Wednesday, April 28, 1999

Wastewater gushes
into Pearl Harbor

By Gregg K. Kakesako


The Navy early this morning placed a temporary patch on a broken 27-inch sewage line that spewed an estimated 1.2 million gallons of sewage into the channel leading into Pearl Harbor.

A 10-foot section of the sewer line was removed and replaced with a larger temporary pipe this morning.

The Navy said that couplings will be manufactured on the mainland and final work will be completed on Monday.

Fifteen monitoring stations are located in the channel to determine if any health hazards exist.

Signs warning people to stay out of the water were posted along Hickam Air Force Base shoreline near the break.

The broken line is five feet underground.

Some sewage also overflowed into one of the parking lots of the Hickam Officers Club and adjacent lawns.

The sewer line was closed from from midnight to 5 a.m. while the temporary patch was installed.

Both the Navy Public Works Center and Air Force civil engineers responded shortly before 5 p.m. Monday when the break was discovered at Bishop Point, which is on Navy property at Hickam.

The force main, or pressurized line, linked a wastewater lift station at Pearl Harbor to the Navy's Fort Kamehameha Wastewater Treatment Plant at Hickam.

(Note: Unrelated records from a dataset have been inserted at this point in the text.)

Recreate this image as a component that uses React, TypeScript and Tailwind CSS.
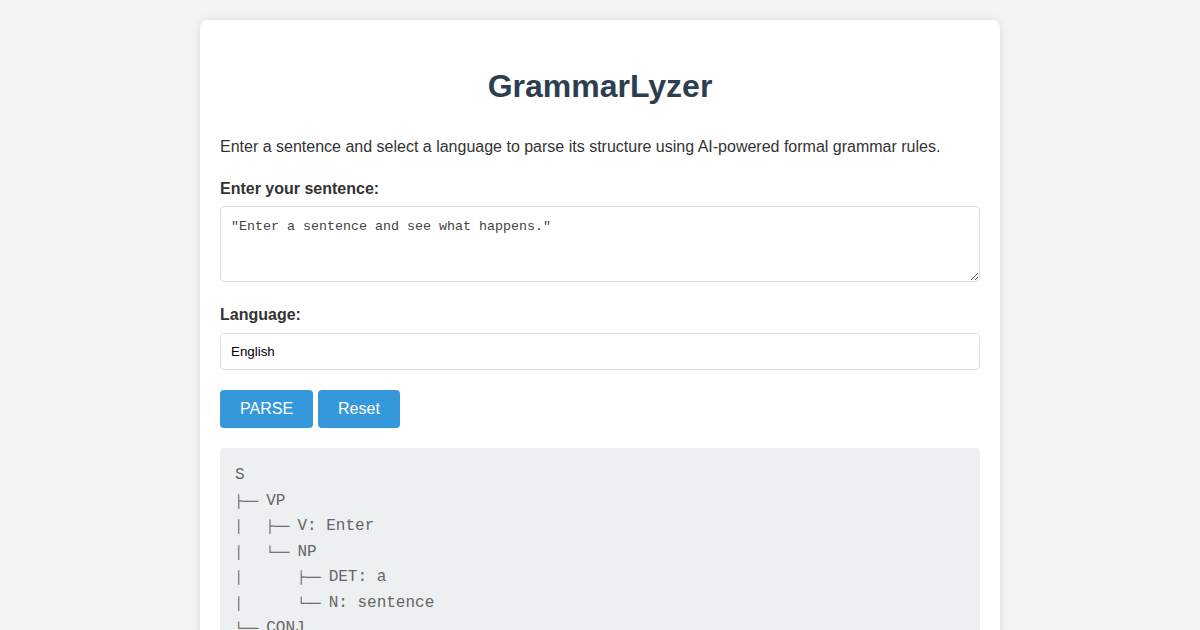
import React from "react";

const lines: [string, string][] = [
  ["", "S"],
  ["├── ", "VP"],
  ["│   ├── ", "V: Enter"],
  ["│   └── ", "NP"],
  ["│       ├── ", "DET: a"],
  ["│       └── ", "N: sentence"],
  ["└── ", "CONJ"],
  ["    └── ", "VP"],
  ["        ├── ", "V: see"],
  ["        └── ", "NP: what happens"],
];

const mono = { fontFamily: '"Liberation Mono", "Courier New", monospace' };

export default function App() {
  return (
    <div
      className="min-h-[630px] bg-[#f4f4f4] text-[#333] leading-[1.6]"
      style={{ fontFamily: '"Liberation Sans", Arial, sans-serif' }}
    >
      <div className="pt-5 pb-5">
        <div className="mx-auto w-[800px] bg-white rounded-[8px] shadow-[0_0_10px_rgba(0,0,0,0.1)] p-5">
          <h1 className="text-[32px] font-bold text-center text-[#2c3e50] leading-[51.2px] mt-[21.44px] mb-[21.44px]">
            GrammarLyzer
          </h1>
          <p className="text-[16px] leading-[25.6px] mb-4">
            Enter a sentence and select a language to parse its structure using AI-powered formal grammar rules.
          </p>
          <label className="block font-bold text-[16px] leading-[25.6px] mb-[4.8px]">
            Enter your sentence:
          </label>
          <textarea
            className="block w-full h-[76px] border border-[#ddd] rounded-[4px] p-[10px] text-[13.33px] leading-normal text-[#444] resize-y outline-none"
            style={mono}
            defaultValue={'"Enter a sentence and see what happens."'}
          />
          <label className="block font-bold text-[16px] leading-[25.6px] mt-[20px] mb-[5.5px]">
            Language:
          </label>
          <div className="w-full h-[37px] border border-[#ddd] rounded-[4px] px-[10px] flex items-center text-[13.33px] text-black">
            English
          </div>
          <div className="flex gap-[5px] mt-5">
            <button className="h-[38px] px-5 bg-[#3498db] text-white text-[16px] rounded-[4px]">
              PARSE
            </button>
            <button className="h-[38px] px-5 bg-[#3498db] text-white text-[16px] rounded-[4px]">
              Reset
            </button>
          </div>
          <div
            className="mt-5 bg-[#ecf0f1] rounded-[4px] p-[15px] text-[#666]"
            style={mono}
          >
            {lines.map(([prefix, label], i) => (
              <div key={i} className="whitespace-pre leading-[25.5px] text-[16px]">
                <span className="text-[13px] text-[#555]">{prefix}</span>
                <span>{label}</span>
              </div>
            ))}
          </div>
        </div>
      </div>
    </div>
  );
}
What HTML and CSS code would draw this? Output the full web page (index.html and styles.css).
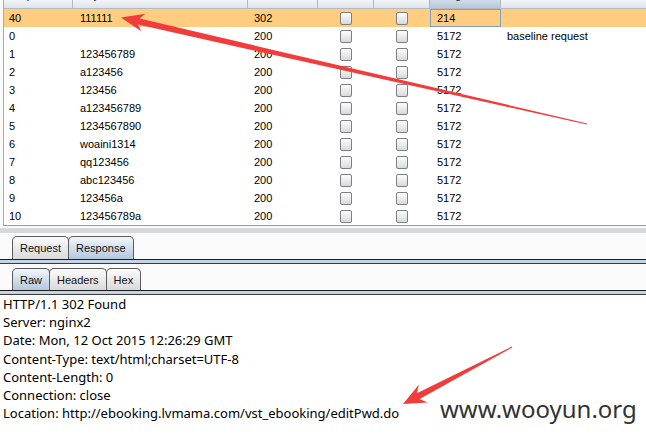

Wastewater flow was collected with vacuum and tanker trucks.

The trucks transported the reclaimed sewer water to the treatment facility located nearby.

Sandbags and vacuum trucks also were used to help contain spillage in the water to prevent it from spreading over land.

The Navy said efforts are under way to limit wastewater production until line repairs are completed.